ALEXANDER PETERS received his early dance training in Allegheny Ballet in Altoona, PA. He attended SAB’s summer courses in 2006/7 on merit scholarships. He attended Pacific Northwest Ballet’s summer program in 2008 and was selected for an exchange program with the Royal Danish Ballet in Copenhagen. He spent a year with Kansas City Ballet before performing with the Pennsylvania Ballet. He joined the corps in 2012, became a soloist in 2014 and was promoted to principal dancer in 2015.
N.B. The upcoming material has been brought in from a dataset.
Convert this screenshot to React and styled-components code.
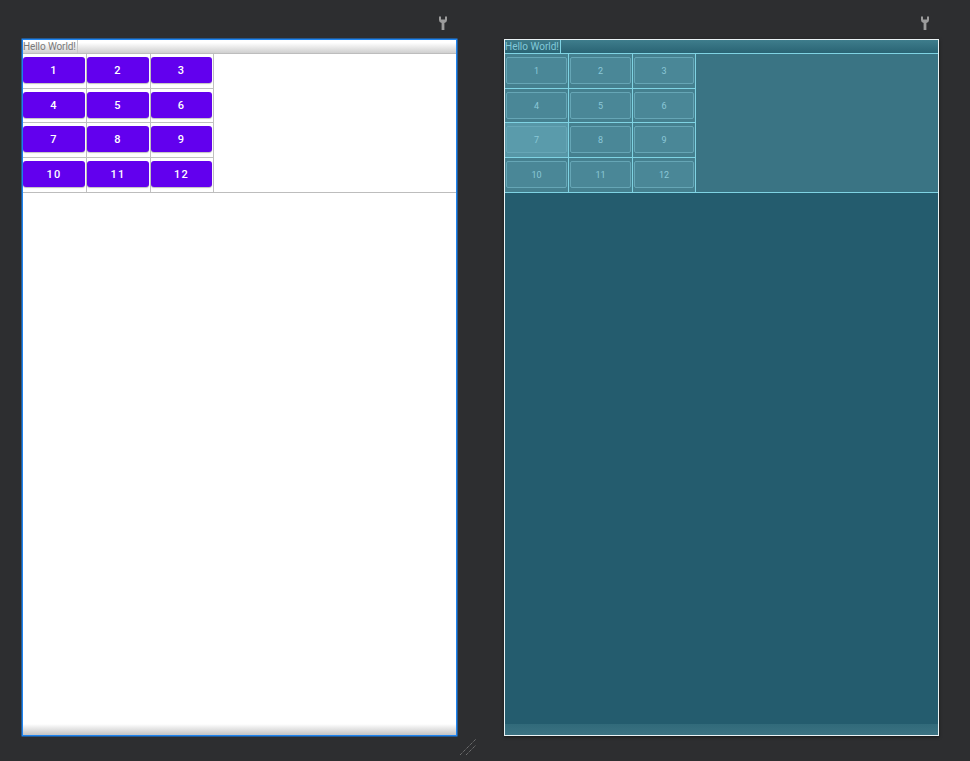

INDIANA WOODWARD was born in Paris, France, and began her dance training at the Yuri Grigoriev School of Ballet in Venice, CA. She enrolled in the School of American Ballet in 2010 and became a member of NYCB’s corps de ballet in 2012.
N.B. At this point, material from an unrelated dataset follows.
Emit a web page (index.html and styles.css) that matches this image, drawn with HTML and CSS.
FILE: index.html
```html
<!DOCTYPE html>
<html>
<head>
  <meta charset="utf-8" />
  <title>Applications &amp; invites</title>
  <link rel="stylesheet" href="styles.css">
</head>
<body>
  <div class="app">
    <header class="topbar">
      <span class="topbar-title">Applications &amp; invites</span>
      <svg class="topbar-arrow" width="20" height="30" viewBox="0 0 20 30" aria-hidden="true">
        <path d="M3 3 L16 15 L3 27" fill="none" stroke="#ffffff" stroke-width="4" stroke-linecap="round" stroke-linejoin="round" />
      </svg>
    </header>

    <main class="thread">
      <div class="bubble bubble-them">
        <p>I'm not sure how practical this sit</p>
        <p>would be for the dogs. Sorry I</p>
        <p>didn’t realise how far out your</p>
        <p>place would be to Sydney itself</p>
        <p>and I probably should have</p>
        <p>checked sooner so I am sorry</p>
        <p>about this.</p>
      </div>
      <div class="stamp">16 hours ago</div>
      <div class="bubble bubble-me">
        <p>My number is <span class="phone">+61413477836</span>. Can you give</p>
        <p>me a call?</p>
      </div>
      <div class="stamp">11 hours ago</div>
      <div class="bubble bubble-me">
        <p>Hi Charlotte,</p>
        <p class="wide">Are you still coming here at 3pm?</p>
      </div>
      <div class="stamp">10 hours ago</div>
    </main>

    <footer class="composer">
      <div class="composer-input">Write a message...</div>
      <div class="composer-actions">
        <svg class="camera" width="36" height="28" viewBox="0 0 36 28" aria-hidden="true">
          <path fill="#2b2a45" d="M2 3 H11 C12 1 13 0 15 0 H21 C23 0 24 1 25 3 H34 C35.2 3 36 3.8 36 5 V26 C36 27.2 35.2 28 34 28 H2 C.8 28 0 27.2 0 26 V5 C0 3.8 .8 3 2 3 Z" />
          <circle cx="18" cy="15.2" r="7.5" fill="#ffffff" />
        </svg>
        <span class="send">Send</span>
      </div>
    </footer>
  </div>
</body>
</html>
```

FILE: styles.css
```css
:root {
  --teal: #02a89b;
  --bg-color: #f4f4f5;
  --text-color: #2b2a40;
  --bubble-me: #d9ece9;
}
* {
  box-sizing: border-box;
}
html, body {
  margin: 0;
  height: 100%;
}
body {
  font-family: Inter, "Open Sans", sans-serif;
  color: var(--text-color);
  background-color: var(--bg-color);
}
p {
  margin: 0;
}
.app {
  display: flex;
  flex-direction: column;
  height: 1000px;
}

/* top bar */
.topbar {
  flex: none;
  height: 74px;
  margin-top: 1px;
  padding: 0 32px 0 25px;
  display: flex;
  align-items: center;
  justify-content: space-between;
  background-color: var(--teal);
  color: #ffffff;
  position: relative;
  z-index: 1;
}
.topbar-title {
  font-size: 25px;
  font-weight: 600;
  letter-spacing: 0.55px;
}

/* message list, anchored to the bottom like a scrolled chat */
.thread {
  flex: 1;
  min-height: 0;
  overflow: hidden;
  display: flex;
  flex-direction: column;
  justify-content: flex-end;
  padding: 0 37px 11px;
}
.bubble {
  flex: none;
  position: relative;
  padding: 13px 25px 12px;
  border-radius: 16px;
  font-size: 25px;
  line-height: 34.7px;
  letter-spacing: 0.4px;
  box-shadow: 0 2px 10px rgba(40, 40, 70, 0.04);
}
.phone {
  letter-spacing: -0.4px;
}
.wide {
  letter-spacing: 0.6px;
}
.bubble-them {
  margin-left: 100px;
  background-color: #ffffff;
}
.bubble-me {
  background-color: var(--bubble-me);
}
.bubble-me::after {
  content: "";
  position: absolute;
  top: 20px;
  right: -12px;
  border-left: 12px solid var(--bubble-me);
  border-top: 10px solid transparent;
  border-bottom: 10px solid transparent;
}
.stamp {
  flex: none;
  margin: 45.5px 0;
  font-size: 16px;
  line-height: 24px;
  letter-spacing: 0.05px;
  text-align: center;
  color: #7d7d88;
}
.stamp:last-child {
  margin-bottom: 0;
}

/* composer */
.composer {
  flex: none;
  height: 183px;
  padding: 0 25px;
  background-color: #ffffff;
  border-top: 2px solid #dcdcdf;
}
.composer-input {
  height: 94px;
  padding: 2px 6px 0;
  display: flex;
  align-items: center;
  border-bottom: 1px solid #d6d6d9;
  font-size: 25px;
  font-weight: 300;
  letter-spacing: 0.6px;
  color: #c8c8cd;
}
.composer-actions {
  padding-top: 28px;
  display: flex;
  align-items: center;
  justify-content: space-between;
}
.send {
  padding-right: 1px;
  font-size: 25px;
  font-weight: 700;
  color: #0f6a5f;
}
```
JACK ANDERSON is a poet and dance writer, whose most recent book of poetry is Getting Lost in a City Like This (Hanging Loose Press). His next book, his eleventh, The Dinosaur Problem, will soon be published by Hanging Loose. He writes for London’s Dancing Times and the New York Times, and among his seven books on dance are The Nutcracker Ballet, Ballet and Modern Dance: A Concise History, Art Without Boundaries: The World of Modern Dance, and The One and Only: The Ballet Russe de Monte Carlo, which won the José de la Torre Bueno Award for Dance Writing.
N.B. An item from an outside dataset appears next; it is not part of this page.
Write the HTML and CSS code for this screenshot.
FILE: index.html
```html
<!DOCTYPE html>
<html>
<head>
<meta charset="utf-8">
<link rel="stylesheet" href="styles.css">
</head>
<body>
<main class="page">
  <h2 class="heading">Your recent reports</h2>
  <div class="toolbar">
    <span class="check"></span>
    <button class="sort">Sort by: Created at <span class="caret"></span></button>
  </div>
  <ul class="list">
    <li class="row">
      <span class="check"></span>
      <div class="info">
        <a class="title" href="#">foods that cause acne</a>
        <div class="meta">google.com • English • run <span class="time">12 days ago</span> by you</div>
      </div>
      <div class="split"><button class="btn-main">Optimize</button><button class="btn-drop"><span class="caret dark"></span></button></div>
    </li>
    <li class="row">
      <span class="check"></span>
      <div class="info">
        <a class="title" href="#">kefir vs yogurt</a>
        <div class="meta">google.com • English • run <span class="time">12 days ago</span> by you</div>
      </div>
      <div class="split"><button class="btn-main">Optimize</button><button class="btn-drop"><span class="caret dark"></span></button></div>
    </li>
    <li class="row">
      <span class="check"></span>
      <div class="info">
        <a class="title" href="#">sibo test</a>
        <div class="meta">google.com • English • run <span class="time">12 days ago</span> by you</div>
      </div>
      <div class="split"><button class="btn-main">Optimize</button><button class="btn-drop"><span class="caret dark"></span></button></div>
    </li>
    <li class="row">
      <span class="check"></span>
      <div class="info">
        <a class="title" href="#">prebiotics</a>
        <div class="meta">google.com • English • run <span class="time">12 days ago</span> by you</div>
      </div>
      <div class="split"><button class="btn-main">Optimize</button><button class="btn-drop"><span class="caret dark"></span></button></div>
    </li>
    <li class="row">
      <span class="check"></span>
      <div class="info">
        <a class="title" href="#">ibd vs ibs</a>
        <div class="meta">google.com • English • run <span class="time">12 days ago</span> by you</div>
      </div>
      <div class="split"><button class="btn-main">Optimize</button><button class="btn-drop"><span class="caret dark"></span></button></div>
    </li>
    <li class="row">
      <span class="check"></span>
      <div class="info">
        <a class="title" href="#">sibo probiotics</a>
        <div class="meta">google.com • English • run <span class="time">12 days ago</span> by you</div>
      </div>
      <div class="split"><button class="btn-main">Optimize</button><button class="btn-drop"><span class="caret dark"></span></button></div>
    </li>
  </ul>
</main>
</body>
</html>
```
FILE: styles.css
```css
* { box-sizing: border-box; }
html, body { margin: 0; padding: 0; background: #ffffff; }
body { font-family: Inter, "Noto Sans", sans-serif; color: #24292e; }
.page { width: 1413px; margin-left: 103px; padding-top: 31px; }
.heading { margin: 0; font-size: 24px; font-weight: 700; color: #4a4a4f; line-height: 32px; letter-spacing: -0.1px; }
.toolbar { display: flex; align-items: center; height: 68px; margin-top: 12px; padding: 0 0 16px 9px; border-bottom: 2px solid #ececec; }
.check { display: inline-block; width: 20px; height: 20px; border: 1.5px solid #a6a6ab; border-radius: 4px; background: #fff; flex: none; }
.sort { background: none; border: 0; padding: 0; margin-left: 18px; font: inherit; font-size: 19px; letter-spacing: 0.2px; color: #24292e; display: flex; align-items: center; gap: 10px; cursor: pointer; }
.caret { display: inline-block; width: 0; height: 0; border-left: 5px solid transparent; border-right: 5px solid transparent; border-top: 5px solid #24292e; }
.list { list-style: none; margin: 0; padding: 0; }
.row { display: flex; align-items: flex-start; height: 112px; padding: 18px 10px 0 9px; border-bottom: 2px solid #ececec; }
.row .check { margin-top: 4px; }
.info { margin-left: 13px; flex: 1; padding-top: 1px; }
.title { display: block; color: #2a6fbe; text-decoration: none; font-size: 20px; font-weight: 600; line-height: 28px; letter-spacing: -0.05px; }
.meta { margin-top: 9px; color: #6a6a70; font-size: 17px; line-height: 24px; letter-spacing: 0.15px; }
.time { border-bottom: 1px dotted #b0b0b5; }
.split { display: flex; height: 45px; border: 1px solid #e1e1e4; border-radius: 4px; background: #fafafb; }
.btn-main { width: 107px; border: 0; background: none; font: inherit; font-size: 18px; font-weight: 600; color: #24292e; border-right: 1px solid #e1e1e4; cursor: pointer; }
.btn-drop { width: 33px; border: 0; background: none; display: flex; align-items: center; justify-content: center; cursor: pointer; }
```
PAUL BOOS is a former NYCB dancer and current rèpètiteur for the George Balanchine Trust. His Balanchine stagings have been performed by such internationally known companies as the Maryinsky, Bolshoi, Paris Opera, La Scala, Pacific Northwest Ballet, and Boston Ballet. He also guest teaches abroad and locally. In 2015 he became the Balanchine Foundation’s Video Archives Project Associate.

NANCY REYNOLDS, a former dancer with NYCB, has been director of research for The George Balanchine Foundation since 1994. She conceived and continues to direct the Video Archives program. Her most recent books are No Fixed Points: Dance in the Twentieth Century (co-authored with Malcolm McCormick) and Remembering Lincoln. In 2013 she received a “Bessie” award for “outstanding service to the field of dance.”

VIRGINIA BROOKS, Professor Emerita of Film at Brooklyn College/CUNY and director of several dance documentaries, has been editor of the Balanchine Foundation's Video Archives since its inception in 1994.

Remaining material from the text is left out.